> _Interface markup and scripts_
--------------------------------
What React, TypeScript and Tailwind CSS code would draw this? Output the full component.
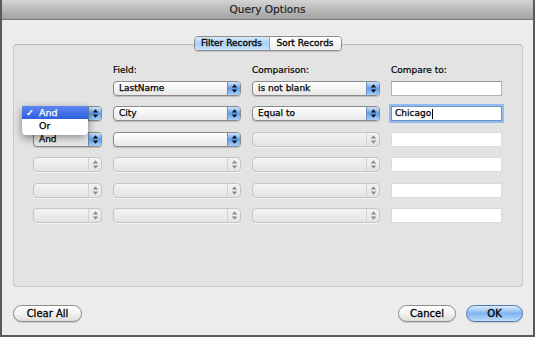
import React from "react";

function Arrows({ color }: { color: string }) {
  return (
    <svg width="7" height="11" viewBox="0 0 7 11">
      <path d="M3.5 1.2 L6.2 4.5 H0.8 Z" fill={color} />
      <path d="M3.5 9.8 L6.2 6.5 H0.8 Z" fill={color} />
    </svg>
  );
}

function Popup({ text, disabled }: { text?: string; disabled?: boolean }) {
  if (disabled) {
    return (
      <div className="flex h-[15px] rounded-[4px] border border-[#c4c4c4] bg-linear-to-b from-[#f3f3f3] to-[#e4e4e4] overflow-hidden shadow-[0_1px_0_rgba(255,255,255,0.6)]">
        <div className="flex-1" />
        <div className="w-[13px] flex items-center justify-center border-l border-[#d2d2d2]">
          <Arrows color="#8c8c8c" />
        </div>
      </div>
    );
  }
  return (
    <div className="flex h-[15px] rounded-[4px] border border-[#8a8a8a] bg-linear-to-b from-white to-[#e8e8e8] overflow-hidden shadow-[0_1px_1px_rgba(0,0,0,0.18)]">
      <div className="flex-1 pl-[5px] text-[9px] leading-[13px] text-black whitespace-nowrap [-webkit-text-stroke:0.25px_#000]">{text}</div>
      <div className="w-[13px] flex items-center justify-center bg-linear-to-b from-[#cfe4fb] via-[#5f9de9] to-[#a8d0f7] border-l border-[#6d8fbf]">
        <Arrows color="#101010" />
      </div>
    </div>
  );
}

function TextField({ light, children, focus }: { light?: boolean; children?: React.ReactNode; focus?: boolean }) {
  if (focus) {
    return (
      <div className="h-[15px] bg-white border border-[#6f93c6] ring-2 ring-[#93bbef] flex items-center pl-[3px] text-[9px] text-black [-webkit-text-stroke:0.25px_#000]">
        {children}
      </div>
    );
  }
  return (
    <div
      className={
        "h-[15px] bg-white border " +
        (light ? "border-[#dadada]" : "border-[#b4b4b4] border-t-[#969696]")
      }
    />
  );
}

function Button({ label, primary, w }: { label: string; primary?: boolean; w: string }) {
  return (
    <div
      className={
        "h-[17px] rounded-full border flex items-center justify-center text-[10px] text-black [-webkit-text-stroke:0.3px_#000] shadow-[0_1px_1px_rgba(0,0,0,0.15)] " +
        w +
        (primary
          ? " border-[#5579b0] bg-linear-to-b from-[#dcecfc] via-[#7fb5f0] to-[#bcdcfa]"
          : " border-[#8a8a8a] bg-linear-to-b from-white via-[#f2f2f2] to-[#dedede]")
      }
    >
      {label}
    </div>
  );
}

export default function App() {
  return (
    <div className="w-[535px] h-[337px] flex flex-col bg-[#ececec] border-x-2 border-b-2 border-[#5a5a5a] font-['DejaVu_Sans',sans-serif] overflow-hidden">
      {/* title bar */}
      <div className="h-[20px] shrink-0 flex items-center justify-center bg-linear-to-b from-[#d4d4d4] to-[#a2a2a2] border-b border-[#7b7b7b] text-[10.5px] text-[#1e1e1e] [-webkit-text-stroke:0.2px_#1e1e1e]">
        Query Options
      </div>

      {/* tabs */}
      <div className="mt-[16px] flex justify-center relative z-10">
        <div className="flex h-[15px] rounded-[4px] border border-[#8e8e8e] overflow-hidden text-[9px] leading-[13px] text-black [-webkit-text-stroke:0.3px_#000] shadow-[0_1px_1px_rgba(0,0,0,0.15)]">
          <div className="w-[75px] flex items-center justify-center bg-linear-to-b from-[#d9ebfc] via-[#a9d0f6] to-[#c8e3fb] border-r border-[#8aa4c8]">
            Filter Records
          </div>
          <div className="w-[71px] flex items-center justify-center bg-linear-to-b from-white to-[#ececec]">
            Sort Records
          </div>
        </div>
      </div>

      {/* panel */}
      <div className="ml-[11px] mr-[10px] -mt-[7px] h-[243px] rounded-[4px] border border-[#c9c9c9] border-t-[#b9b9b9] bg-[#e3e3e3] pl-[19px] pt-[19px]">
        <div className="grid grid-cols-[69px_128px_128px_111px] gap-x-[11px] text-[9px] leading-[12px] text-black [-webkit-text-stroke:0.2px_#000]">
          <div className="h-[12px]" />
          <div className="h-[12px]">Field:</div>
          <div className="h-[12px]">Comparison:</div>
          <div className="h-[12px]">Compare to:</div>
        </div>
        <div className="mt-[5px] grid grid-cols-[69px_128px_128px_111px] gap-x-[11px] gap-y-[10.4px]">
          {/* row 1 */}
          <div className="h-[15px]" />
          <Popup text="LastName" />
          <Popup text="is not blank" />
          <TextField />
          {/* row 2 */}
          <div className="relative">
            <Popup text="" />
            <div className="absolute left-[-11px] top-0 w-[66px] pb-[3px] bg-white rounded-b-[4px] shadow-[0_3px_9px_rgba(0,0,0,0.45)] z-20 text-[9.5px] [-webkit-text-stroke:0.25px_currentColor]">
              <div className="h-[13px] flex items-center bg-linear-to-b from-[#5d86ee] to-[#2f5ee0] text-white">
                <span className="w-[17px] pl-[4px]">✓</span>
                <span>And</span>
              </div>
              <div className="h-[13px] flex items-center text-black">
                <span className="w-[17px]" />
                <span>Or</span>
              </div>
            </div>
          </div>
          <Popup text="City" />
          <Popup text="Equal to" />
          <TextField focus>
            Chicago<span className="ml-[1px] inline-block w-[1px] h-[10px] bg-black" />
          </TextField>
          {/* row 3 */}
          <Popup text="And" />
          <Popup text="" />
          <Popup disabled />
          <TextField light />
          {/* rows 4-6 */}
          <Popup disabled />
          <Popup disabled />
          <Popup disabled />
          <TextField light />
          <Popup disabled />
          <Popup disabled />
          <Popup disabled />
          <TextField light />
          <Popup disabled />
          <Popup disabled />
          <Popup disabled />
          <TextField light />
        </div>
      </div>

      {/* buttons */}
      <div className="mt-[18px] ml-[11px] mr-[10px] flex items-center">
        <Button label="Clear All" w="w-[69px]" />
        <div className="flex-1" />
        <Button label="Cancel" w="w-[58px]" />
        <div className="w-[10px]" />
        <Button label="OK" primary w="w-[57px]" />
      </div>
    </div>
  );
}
--------------------------------
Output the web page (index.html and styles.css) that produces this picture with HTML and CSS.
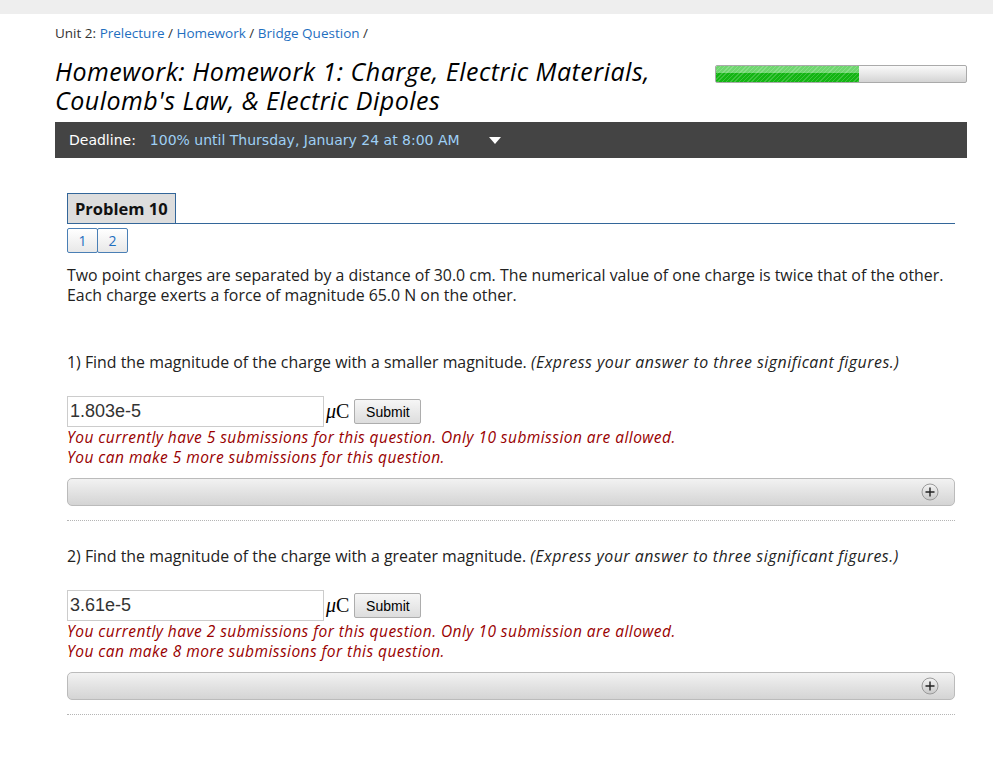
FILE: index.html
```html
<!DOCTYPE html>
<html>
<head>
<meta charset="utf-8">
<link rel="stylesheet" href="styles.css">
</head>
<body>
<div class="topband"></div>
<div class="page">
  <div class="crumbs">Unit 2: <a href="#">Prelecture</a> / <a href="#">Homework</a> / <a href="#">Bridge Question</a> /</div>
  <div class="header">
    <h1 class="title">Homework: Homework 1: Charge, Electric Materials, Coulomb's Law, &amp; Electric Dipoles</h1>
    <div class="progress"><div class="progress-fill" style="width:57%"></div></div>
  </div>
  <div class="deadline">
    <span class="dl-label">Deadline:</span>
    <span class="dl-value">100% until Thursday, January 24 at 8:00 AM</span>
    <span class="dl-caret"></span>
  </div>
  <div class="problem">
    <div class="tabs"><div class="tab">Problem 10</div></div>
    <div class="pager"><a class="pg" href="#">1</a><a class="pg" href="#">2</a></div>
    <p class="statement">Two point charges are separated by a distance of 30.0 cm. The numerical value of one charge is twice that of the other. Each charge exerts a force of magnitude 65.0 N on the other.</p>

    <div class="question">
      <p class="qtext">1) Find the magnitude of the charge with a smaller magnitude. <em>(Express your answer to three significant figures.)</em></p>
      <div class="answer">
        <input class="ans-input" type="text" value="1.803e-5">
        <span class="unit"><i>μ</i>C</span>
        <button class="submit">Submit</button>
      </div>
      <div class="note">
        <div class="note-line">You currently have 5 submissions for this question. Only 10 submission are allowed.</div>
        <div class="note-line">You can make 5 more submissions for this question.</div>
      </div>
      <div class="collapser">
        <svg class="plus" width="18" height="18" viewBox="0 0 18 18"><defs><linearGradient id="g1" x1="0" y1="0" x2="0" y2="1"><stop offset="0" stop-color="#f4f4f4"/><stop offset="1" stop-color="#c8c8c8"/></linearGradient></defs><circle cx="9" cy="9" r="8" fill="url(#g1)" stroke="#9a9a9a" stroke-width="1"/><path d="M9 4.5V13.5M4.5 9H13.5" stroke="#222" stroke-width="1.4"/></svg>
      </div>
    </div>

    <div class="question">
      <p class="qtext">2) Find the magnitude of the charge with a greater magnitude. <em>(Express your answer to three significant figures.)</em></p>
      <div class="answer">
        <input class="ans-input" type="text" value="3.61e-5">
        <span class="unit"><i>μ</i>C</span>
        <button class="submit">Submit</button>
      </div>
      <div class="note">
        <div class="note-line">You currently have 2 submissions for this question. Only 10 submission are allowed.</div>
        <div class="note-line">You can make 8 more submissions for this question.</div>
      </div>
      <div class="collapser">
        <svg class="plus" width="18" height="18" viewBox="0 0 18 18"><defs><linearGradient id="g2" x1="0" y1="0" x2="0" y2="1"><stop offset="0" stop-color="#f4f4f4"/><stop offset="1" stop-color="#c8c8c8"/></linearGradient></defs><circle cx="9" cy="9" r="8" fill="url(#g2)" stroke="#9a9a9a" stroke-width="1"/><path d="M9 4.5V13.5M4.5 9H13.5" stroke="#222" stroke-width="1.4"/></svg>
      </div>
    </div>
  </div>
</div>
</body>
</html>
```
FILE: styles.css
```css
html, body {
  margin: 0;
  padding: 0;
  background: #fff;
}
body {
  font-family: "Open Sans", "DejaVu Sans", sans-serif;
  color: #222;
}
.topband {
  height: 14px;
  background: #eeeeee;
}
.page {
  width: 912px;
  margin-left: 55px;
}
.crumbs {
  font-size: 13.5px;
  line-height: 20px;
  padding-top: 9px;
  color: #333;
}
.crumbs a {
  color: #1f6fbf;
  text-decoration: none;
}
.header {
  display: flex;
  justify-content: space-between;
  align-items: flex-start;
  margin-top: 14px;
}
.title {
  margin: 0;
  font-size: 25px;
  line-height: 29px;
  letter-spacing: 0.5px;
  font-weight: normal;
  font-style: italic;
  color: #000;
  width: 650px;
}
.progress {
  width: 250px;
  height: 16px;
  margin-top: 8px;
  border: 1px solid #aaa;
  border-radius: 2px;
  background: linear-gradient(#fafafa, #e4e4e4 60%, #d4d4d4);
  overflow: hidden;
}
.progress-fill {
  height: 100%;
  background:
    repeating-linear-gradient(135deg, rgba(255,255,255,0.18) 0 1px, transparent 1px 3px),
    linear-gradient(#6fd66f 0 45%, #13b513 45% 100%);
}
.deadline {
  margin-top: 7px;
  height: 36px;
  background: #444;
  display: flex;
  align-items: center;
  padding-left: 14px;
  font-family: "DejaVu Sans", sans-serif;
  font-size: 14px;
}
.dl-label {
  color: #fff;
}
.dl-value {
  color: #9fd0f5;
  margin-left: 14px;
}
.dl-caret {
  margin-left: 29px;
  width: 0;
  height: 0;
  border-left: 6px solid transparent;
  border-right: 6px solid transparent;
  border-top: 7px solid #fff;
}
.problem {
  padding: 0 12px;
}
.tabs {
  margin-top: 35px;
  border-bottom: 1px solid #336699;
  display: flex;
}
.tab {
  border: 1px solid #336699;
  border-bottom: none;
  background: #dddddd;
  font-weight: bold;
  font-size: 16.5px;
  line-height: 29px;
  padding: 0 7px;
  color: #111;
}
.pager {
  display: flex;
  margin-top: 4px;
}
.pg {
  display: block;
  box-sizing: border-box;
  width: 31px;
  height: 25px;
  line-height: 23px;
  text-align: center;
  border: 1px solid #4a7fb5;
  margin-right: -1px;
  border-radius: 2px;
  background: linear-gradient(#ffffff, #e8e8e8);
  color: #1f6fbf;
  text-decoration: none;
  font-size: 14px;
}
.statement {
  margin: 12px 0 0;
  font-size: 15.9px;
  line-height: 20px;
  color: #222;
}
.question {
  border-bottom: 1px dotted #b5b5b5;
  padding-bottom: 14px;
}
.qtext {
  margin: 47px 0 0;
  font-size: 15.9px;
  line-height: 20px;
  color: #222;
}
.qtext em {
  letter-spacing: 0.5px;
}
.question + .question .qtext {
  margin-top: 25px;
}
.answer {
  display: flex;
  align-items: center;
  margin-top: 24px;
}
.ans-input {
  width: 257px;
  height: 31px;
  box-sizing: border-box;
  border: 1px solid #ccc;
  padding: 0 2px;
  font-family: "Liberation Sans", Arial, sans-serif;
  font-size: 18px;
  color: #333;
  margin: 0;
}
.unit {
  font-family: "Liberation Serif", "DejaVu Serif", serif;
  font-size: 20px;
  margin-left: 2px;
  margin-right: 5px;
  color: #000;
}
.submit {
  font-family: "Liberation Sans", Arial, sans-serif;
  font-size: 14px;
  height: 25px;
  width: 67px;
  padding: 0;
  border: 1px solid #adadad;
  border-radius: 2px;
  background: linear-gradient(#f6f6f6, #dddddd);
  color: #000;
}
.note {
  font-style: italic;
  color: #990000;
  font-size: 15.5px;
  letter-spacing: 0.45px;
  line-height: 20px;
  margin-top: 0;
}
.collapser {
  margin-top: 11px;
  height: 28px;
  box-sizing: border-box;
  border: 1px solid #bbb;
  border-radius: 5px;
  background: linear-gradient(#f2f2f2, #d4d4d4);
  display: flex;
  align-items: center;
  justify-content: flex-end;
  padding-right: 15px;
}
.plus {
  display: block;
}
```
--------------------------------
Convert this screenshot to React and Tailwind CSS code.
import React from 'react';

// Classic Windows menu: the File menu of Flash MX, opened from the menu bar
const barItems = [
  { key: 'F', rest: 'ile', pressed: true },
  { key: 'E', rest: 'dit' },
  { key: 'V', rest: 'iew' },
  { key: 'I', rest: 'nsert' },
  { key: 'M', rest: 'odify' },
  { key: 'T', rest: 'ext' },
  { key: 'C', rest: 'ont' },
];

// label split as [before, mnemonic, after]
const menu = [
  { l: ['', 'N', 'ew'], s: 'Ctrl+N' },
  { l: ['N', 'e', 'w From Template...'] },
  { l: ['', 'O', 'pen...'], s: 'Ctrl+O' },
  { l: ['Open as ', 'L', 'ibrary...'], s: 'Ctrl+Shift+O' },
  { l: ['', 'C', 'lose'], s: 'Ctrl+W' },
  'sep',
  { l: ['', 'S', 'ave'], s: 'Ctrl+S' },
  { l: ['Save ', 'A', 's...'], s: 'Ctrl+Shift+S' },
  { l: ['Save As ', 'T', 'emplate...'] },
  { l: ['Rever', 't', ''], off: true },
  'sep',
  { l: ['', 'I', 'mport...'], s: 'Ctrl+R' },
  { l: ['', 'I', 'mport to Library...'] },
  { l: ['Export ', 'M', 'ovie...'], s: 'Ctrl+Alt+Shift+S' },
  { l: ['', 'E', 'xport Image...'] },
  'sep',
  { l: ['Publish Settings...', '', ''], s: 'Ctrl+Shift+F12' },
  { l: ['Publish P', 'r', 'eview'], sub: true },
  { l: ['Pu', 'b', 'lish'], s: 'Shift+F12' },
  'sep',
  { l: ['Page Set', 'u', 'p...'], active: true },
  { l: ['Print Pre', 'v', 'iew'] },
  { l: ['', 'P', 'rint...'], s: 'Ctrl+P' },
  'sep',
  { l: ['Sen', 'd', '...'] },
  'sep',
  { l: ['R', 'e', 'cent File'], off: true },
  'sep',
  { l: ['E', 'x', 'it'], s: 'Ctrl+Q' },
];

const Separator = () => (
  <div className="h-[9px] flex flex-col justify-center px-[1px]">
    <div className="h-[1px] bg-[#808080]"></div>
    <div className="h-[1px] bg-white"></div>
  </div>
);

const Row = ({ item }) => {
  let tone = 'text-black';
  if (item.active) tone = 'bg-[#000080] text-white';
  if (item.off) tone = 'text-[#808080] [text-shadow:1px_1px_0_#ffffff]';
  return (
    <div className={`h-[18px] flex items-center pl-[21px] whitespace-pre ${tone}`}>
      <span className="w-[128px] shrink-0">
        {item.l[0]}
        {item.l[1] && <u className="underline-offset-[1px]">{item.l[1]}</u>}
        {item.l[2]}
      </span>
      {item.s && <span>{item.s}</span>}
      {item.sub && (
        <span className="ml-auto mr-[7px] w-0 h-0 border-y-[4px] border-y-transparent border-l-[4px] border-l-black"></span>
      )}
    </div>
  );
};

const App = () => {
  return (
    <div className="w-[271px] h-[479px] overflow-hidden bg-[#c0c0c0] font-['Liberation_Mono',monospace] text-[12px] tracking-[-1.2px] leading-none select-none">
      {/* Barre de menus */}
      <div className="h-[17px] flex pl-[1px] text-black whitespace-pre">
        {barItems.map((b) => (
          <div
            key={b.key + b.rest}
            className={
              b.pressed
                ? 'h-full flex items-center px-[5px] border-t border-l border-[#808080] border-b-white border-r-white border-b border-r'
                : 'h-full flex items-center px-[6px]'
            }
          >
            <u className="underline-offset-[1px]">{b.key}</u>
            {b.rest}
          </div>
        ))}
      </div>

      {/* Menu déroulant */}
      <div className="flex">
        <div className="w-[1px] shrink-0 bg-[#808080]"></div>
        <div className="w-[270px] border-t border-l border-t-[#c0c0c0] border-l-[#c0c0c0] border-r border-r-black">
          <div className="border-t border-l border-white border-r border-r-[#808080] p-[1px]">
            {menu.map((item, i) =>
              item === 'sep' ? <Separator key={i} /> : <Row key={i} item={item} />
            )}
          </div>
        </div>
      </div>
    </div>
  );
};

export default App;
--------------------------------
> _Task goal_
Please print exactly, and only, the lines from the line with "Convert this screenshot" to the line with "import React from 'react';", both included.

> _Solution_
Convert this screenshot to React and Tailwind CSS code.
import React from 'react';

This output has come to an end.